FIGURE 4-11 Continuous improvement in materials for the Ford F-150. MS, martensitic steel; HSS, high-strength steel; AHSS, advanced high-strength steel; UHSS, ultra high-strength steel. SOURCE: Bruno Barthelemy, Ford Motor Company, “Lightweight Technologies,” presentation to the committee, October 2010.
- Lightweighting of land-based vehicles has been pursued as a means to facilitate air transport capability for rapid deployment, improve fuel economy, more readily cross open-water barriers, and enhance battlefield mobility and speed.
- Using aluminum alloys as primary hull materials for protection in tactical vehicles has proven effective in meeting many vehicle requirements, including speed, maneuverability, and survivability against some threats.
- Aluminum alloy hulls have not been able to provide the desired protection against the most lethal threats. The ever-increasing level of threat from RPGs, EFPs, shaped charges, mines, and IEDs has forced “up-armoring” across the various classes of land-based combat vehicles, with a concomitant increase in weight.
- Titanium and magnesium have properties that could greatly advance lightweighting, but there are many barriers to their utilization. Titanium is very expensive to extract. Magnesium is in short supply domestically and is also more expensive to form into useful product shapes than is aluminum or steel. Before either material can be widely used in lightweighting, new manufacturing technologies are needed to improve weldability, formability, spall resistance, fatigue resistance, and (particularly for titanium) susceptibility to corrosion in marine environments.
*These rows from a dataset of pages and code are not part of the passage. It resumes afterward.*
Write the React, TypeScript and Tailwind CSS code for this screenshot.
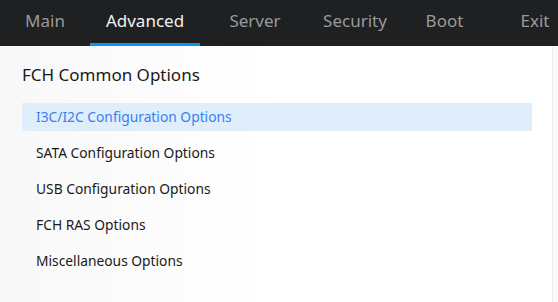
import React from "react";

const tabs = [
  { label: "Main", w: "w-[90px]" },
  { label: "Advanced", w: "w-[110px]", active: true },
  { label: "Server", w: "w-[110px]" },
  { label: "Security", w: "w-[90px]" },
  { label: "Boot", w: "w-[89px]" },
  { label: "Exit", w: "w-[92px]" },
];

const rows = [
  "I3C/I2C Configuration Options",
  "SATA Configuration Options",
  "USB Configuration Options",
  "FCH RAS Options",
  "Miscellaneous Options",
];

export default function App() {
  return (
    <div
      className="w-[558px] h-[302px] overflow-hidden bg-white flex flex-col"
      style={{ fontFamily: '"Noto Sans", "DejaVu Sans", sans-serif' }}
    >
      <div className="h-[46px] bg-[#1f2022] flex shrink-0 overflow-hidden">
        {tabs.map((t) => (
          <div
            key={t.label}
            className={`${t.w} shrink-0 relative flex justify-center pt-[8px] text-[17px] leading-[26px] ${
              t.active ? "text-[#f2f2f2]" : "text-[#9a9a9a]"
            }`}
          >
            {t.label}
            {t.active && (
              <div className="absolute left-0 right-0 bottom-0 h-[3px] bg-[#0a96ee]" />
            )}
          </div>
        ))}
      </div>
      <div className="flex-1 flex">
        <div className="flex-1 pl-[22px] pr-[20px] pt-[16px] bg-gradient-to-r from-[#f8f8f8] via-white to-white">
          <div className="text-[17px] leading-[26px] text-[#1a1a1a]">FCH Common Options</div>
          <div className="mt-[15px] flex flex-col">
            {rows.map((r, i) => (
              <div
                key={r}
                className={`h-[28px] mb-[8px] pl-[14px] flex items-center text-[13.8px] ${
                  i === 0 ? "bg-[#dfeefa] text-[#3a7ef2]" : "text-[#1a1a1a]"
                }`}
              >
                {r}
              </div>
            ))}
          </div>
        </div>
        <div className="w-[6px] border-l border-[#ececec] bg-[#fafafa]" />
      </div>
    </div>
  );
}
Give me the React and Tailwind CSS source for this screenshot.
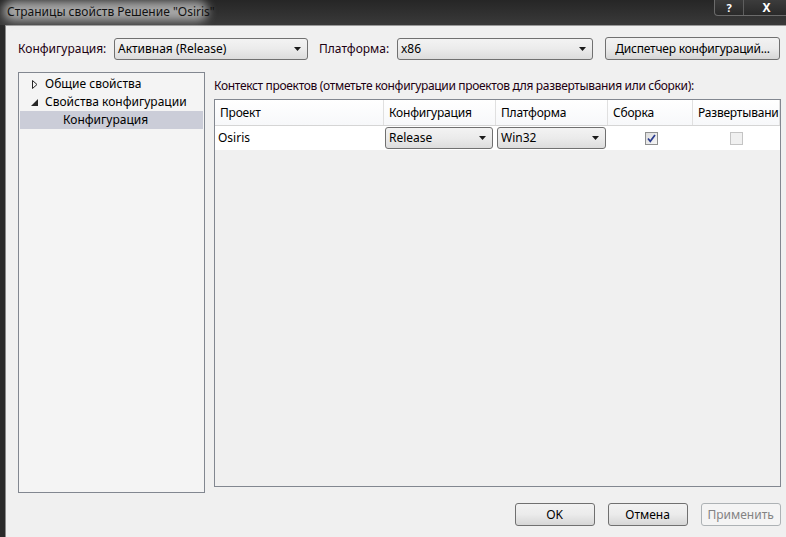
import React from "react";

const Combo = ({ value, className = "" }) => (
  <div
    className={`flex items-center justify-between h-[22px] rounded-[3px] border border-[#707070] bg-gradient-to-b from-[#f3f3f3] via-[#ebebeb] to-[#dcdcdc] pl-[3px] pr-[6px] ${className}`}
  >
    <span className="text-[12px] text-black leading-none">{value}</span>
    <svg width="7" height="4" viewBox="0 0 7 4">
      <path d="M0 0h7L3.5 4z" fill="#1a1a1a" />
    </svg>
  </div>
);

const Btn = ({ children, className = "", disabled }) => (
  <div
    className={`flex items-center justify-center h-[23px] rounded-[3px] border text-[12px] ${
      disabled
        ? "border-[#adb2b5] bg-[#f4f4f4] text-[#838383]"
        : "border-[#707070] bg-gradient-to-b from-[#f2f2f2] via-[#ebebeb] to-[#d6d6d6] text-black"
    } ${className}`}
  >
    {children}
  </div>
);

const Check = ({ checked, disabled }) => (
  <div
    className={`w-[13px] h-[13px] border flex items-center justify-center ${
      disabled
        ? "border-[#c4c4c4] bg-[#f0f0f0]"
        : "border-[#8e8f8f] bg-gradient-to-br from-[#dcdcdc] to-[#f6f6f6]"
    }`}
  >
    {checked && (
      <svg width="9" height="9" viewBox="0 0 9 9">
        <path d="M1 4.5l2.3 2.8L8 1" stroke="#2b3c8f" strokeWidth="1.7" fill="none" />
      </svg>
    )}
  </div>
);

export default function App() {
  const cols = [
    { label: "Проект", w: "w-[169px]" },
    { label: "Конфигурация", w: "w-[112px]" },
    { label: "Платформа", w: "w-[112px]" },
    { label: "Сборка", w: "w-[85px]" },
    { label: "Развертывани", w: "flex-1" },
  ];

  return (
    <div className="w-[786px] h-[537px] overflow-hidden flex flex-col bg-[#2c2c2c] font-['Noto_Sans',sans-serif] text-[12px]">
      {/* title bar */}
      <div className="relative h-[25px] shrink-0 bg-gradient-to-b from-[#262626] to-[#3a3a3a]">
        <div className="absolute left-[3px] top-[1px] h-[20px] w-[205px] rounded-full bg-[#d8d8d8]/70 blur-[5px]"></div>
        <span className="absolute left-[7px] top-[3px] text-[12px] text-[#111] whitespace-nowrap">
          Страницы свойств Решение "Osiris"
        </span>
        <div className="absolute -right-[4px] top-0 flex h-[16px] rounded-b-[4px] border border-t-0 border-[#6b6b6b] bg-gradient-to-b from-[#3c3c3c] to-[#2a2a2a]">
          <div className="w-[29px] flex items-center justify-center border-r border-[#5e5e5e] text-white text-[11px] font-bold leading-[14px]">
            ?
          </div>
          <div className="w-[45px] flex items-center justify-center text-white text-[12px] font-bold leading-[14px]">
            X
          </div>
        </div>
      </div>

      <div className="flex flex-1">
        <div className="w-[6px] shrink-0 border-r border-[#8a8a8a] bg-[#2a2a2a]"></div>
        <div className="flex-1 flex flex-col bg-[#f0f0f0] border-t border-[#9a9a9a] pl-[12px] pr-[7px] pt-[11px]">
          {/* top row */}
          <div className="flex items-center h-[23px]">
            <span className="w-[96px] text-[#1d0012]">Конфигурация:</span>
            <Combo value="Активная (Release)" className="w-[194px]" />
            <span className="ml-[11px] w-[78px] text-[#1d0012]">Платформа:</span>
            <Combo value="x86" className="w-[196px]" />
            <Btn className="ml-[12px] w-[175px] tracking-[-0.2px]">Диспетчер конфигураций...</Btn>
          </div>

          {/* main */}
          <div className="flex mt-[12px] h-[421px]">
            <div className="w-[187px] border border-[#828790] bg-[#f4f4f4] pt-[2px] px-[1px]">
              <div className="flex items-center h-[18px] pl-[12px]">
                <svg width="6" height="9" viewBox="0 0 6 9" className="mr-[7px]">
                  <path d="M0.5 0.5L5 4.5L0.5 8.5z" fill="none" stroke="#262626" />
                </svg>
                <span>Общие свойства</span>
              </div>
              <div className="flex items-center h-[18px] pl-[11px]">
                <svg width="7" height="7" viewBox="0 0 7 7" className="mr-[7px]">
                  <path d="M7 0V7H0z" fill="#262626" />
                </svg>
                <span>Свойства конфигурации</span>
              </div>
              <div className="flex items-center h-[18px] pl-[43px] bg-[#cbcdd8]">
                <span>Конфигурация</span>
              </div>
            </div>

            <div className="flex-1 flex flex-col ml-[9px]">
              <div className="h-[27px] pt-[6px] text-[#1d0012] whitespace-nowrap leading-[16px] tracking-[-0.33px]">
                Контекст проектов (отметьте конфигурации проектов для развертывания или сборки):
              </div>
              <div className="h-[388px] border border-[#828790] bg-[#f0f0f0] flex flex-col">
                <div className="flex h-[26px] bg-gradient-to-b from-white to-[#f7f8fa] border-b border-[#d5d5d5]">
                  {cols.map((c, i) => (
                    <div
                      key={i}
                      className={`${c.w} flex items-center pl-[5px] border-r border-[#e0e0e0] whitespace-nowrap overflow-hidden tracking-[-0.2px] ${
                        i === 4 ? "pl-[4px]" : ""
                      }`}
                    >
                      {c.label}
                    </div>
                  ))}
                </div>
                <div className="flex h-[24px] bg-white items-center">
                  <div className="w-[169px] pl-[3px]">Osiris</div>
                  <div className="w-[112px] pl-[1px]">
                    <Combo value="Release" className="w-[108px]" />
                  </div>
                  <div className="w-[112px] pl-[1px]">
                    <Combo value="Win32" className="w-[109px]" />
                  </div>
                  <div className="w-[85px] flex justify-center pl-[1px]">
                    <Check checked />
                  </div>
                  <div className="flex-1 flex justify-center">
                    <Check disabled />
                  </div>
                </div>
              </div>
            </div>
          </div>

          {/* buttons */}
          <div className="flex justify-end mt-[10px] gap-[13px]">
            <Btn className="w-[80px]">OK</Btn>
            <Btn className="w-[80px]">Отмена</Btn>
            <Btn className="w-[80px]" disabled>
              Применить
            </Btn>
          </div>
        </div>
      </div>
    </div>
  );
}
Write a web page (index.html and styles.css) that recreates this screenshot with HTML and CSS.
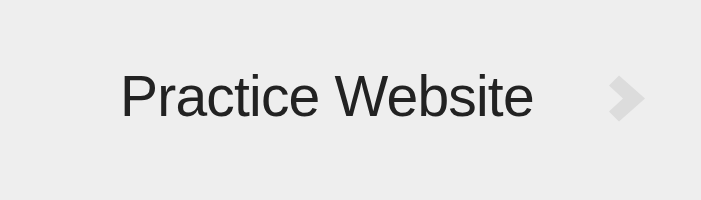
FILE: index.html
```html
<!DOCTYPE html>
<html lang="en">
<head>
    <meta charset="UTF-8">
    <title>Practice Website</title>
    <link rel="stylesheet" href="styles.css">
</head>
<body>
    <a class="banner" href="#">
        <span class="title">Practice Website</span>
        <svg class="chevron" width="40" height="50" viewBox="0 0 40 50" aria-hidden="true">
            <polygon points="2,13.5 12,3.5 38,26.5 12,49.5 2,39.5 16,26.5" />
        </svg>
    </a>
</body>
</html>
```

FILE: styles.css
```css
body {
    margin: 0;
    background-color: #eeeeee;
}
.banner {
    display: flex;
    align-items: center;
    height: 200px;
    padding: 0 54px 7px 120px;
    box-sizing: border-box;
    text-decoration: none;
}
.title {
    font-family: "Liberation Sans", Arial, sans-serif;
    font-size: 57px;
    line-height: 57px;
    letter-spacing: -0.8px;
    color: #222;
}
.chevron {
    margin-left: auto;
    fill: #dcdcdc;
}
```
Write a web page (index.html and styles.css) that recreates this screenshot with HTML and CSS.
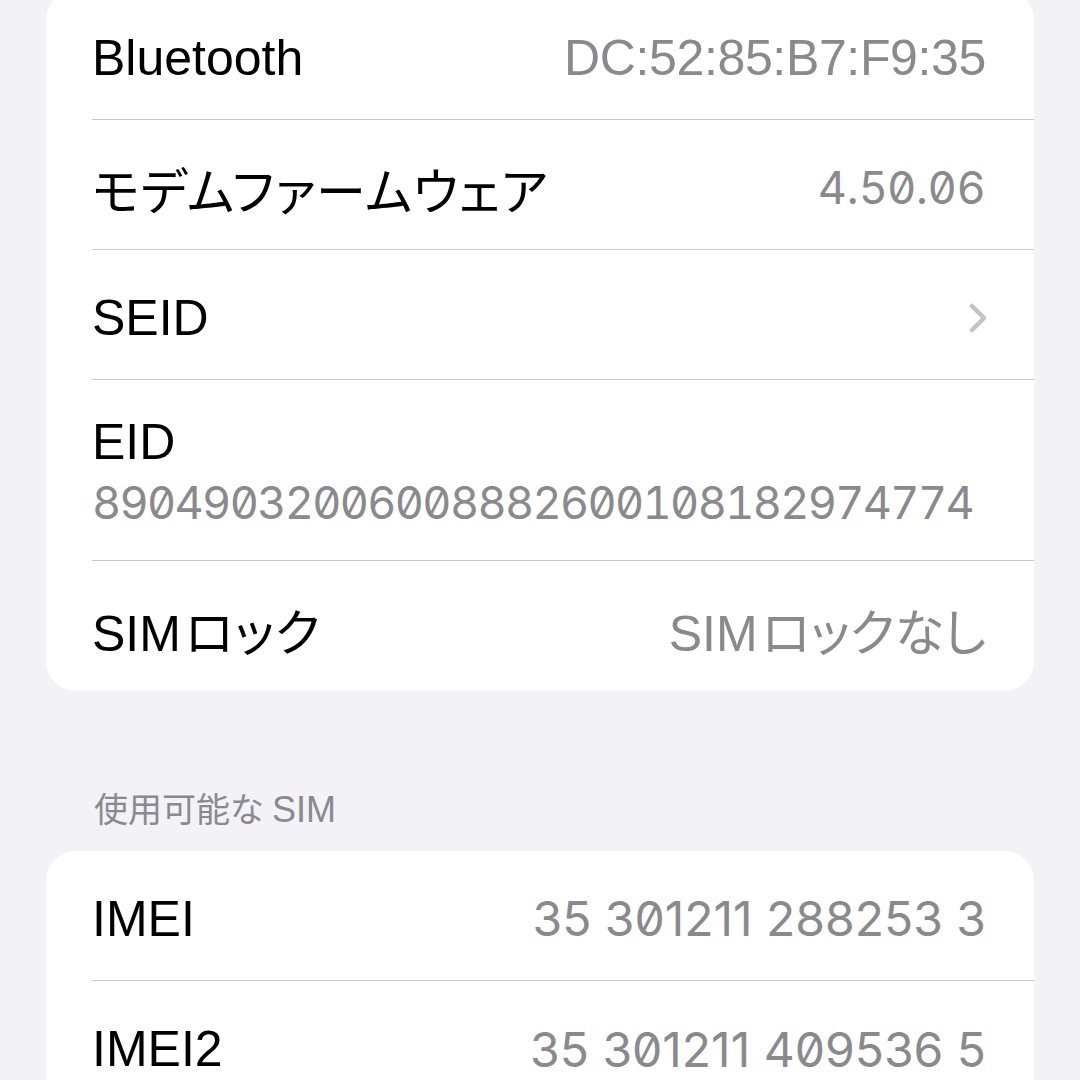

- The requirement for competitive prototyping (or, with a waiver, for a single prototype) prior to the engineering and manufacturing development phase can, in some instances, inhibit the use of new materials and new designs by not allowing adequate time for testing and validation.
- Because of the great emphasis on soldier protection as well as the pressures to control costs, lightweighting of land-based combat vehicles has proven to be more challenging than that of air and sea vehicles. Thus, it is not surprising that, apart from aluminum-based alloys, few new materials have found their way into extensive implementation in land-based vehicles.